# TASK OBJECTIVE:
In this exercise, return the whole listing exactly, excluding any images.
[DATASET EXTRACT start]
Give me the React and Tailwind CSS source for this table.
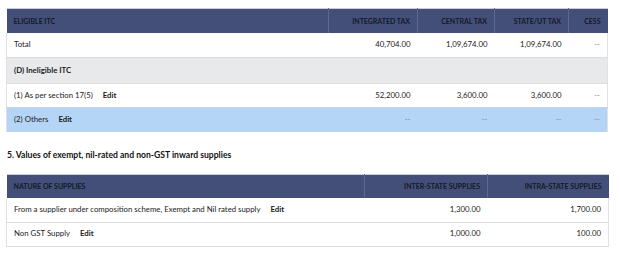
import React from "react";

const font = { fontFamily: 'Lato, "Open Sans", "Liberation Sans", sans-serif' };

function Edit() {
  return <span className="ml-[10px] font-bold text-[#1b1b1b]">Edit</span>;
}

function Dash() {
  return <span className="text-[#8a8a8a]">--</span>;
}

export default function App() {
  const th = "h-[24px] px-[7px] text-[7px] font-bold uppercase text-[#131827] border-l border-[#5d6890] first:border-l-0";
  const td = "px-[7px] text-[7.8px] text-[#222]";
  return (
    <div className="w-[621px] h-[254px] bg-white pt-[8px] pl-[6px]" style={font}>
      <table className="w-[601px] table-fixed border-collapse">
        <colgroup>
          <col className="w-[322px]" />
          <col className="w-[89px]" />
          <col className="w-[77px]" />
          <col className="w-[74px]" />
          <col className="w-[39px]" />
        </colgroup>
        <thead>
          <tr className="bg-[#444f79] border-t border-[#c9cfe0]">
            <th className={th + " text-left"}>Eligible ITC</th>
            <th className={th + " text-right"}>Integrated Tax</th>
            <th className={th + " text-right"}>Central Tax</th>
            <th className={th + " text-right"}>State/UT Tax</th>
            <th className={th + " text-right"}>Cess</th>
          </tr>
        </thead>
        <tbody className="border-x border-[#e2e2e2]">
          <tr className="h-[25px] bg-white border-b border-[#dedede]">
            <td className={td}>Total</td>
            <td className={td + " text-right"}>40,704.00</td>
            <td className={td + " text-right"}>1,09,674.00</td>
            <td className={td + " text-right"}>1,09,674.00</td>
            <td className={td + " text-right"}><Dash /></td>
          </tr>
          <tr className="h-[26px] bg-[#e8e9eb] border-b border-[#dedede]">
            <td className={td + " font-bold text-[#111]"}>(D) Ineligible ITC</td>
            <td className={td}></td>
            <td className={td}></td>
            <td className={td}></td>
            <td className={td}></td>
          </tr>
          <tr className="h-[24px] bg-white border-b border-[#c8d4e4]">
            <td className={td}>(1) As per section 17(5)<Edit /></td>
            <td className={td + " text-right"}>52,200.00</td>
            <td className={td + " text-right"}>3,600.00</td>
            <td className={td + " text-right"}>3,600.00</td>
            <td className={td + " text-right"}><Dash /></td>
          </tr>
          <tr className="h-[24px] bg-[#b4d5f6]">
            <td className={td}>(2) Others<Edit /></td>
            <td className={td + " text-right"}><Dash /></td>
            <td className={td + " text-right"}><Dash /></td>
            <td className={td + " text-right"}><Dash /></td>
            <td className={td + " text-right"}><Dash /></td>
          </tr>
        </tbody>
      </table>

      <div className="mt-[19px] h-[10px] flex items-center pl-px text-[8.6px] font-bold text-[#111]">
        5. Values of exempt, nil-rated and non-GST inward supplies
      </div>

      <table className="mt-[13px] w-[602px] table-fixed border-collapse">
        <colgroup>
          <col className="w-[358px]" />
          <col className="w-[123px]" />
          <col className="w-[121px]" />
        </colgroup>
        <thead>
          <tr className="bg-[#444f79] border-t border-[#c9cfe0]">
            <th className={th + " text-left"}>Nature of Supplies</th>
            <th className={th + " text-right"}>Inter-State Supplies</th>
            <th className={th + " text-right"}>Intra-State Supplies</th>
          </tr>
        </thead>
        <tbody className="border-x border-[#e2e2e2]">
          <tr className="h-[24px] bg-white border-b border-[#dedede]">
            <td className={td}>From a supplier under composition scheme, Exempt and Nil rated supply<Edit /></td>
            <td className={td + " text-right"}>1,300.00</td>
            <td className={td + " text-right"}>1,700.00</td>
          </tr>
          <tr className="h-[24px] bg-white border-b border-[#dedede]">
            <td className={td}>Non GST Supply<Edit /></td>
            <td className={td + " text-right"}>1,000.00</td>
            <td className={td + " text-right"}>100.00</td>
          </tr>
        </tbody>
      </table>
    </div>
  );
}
[DATASET EXTRACT end]
# TASK RESULT:
Give me the React and Tailwind CSS source for this table.
import React from "react";

const font = { fontFamily: 'Lato, "Open Sans", "Liberation Sans", sans-serif' };

function Edit() {
  return <span className="ml-[10px] font-bold text-[#1b1b1b]">Edit</span>;
}

function Dash() {
  return <span className="text-[#8a8a8a]">--</span>;
}

export default function App() {
  const th = "h-[24px] px-[7px] text-[7px] font-bold uppercase text-[#131827] border-l border-[#5d6890] first:border-l-0";
  const td = "px-[7px] text-[7.8px] text-[#222]";
  return (
    <div className="w-[621px] h-[254px] bg-white pt-[8px] pl-[6px]" style={font}>
      <table className="w-[601px] table-fixed border-collapse">
        <colgroup>
          <col className="w-[322px]" />
          <col className="w-[89px]" />
          <col className="w-[77px]" />
          <col className="w-[74px]" />
          <col className="w-[39px]" />
        </colgroup>
        <thead>
          <tr className="bg-[#444f79] border-t border-[#c9cfe0]">
            <th className={th + " text-left"}>Eligible ITC</th>
            <th className={th + " text-right"}>Integrated Tax</th>
            <th className={th + " text-right"}>Central Tax</th>
            <th className={th + " text-right"}>State/UT Tax</th>
            <th className={th + " text-right"}>Cess</th>
          </tr>
        </thead>
        <tbody className="border-x border-[#e2e2e2]">
          <tr className="h-[25px] bg-white border-b border-[#dedede]">
            <td className={td}>Total</td>
            <td className={td + " text-right"}>40,704.00</td>
            <td className={td + " text-right"}>1,09,674.00</td>
            <td className={td + " text-right"}>1,09,674.00</td>
            <td className={td + " text-right"}><Dash /></td>
          </tr>
          <tr className="h-[26px] bg-[#e8e9eb] border-b border-[#dedede]">
            <td className={td + " font-bold text-[#111]"}>(D) Ineligible ITC</td>
            <td className={td}></td>
            <td className={td}></td>
            <td className={td}></td>
            <td className={td}></td>
          </tr>
          <tr className="h-[24px] bg-white border-b border-[#c8d4e4]">
            <td className={td}>(1) As per section 17(5)<Edit /></td>
            <td className={td + " text-right"}>52,200.00</td>
            <td className={td + " text-right"}>3,600.00</td>
            <td className={td + " text-right"}>3,600.00</td>
            <td className={td + " text-right"}><Dash /></td>
          </tr>
          <tr className="h-[24px] bg-[#b4d5f6]">
            <td className={td}>(2) Others<Edit /></td>
            <td className={td + " text-right"}><Dash /></td>
            <td className={td + " text-right"}><Dash /></td>
            <td className={td + " text-right"}><Dash /></td>
            <td className={td + " text-right"}><Dash /></td>
          </tr>
        </tbody>
      </table>

      <div className="mt-[19px] h-[10px] flex items-center pl-px text-[8.6px] font-bold text-[#111]">
        5. Values of exempt, nil-rated and non-GST inward supplies
      </div>

      <table className="mt-[13px] w-[602px] table-fixed border-collapse">
        <colgroup>
          <col className="w-[358px]" />
          <col className="w-[123px]" />
          <col className="w-[121px]" />
        </colgroup>
        <thead>
          <tr className="bg-[#444f79] border-t border-[#c9cfe0]">
            <th className={th + " text-left"}>Nature of Supplies</th>
            <th className={th + " text-right"}>Inter-State Supplies</th>
            <th className={th + " text-right"}>Intra-State Supplies</th>
          </tr>
        </thead>
        <tbody className="border-x border-[#e2e2e2]">
          <tr className="h-[24px] bg-white border-b border-[#dedede]">
            <td className={td}>From a supplier under composition scheme, Exempt and Nil rated supply<Edit /></td>
            <td className={td + " text-right"}>1,300.00</td>
            <td className={td + " text-right"}>1,700.00</td>
          </tr>
          <tr className="h-[24px] bg-white border-b border-[#dedede]">
            <td className={td}>Non GST Supply<Edit /></td>
            <td className={td + " text-right"}>1,000.00</td>
            <td className={td + " text-right"}>100.00</td>
          </tr>
        </tbody>
      </table>
    </div>
  );
}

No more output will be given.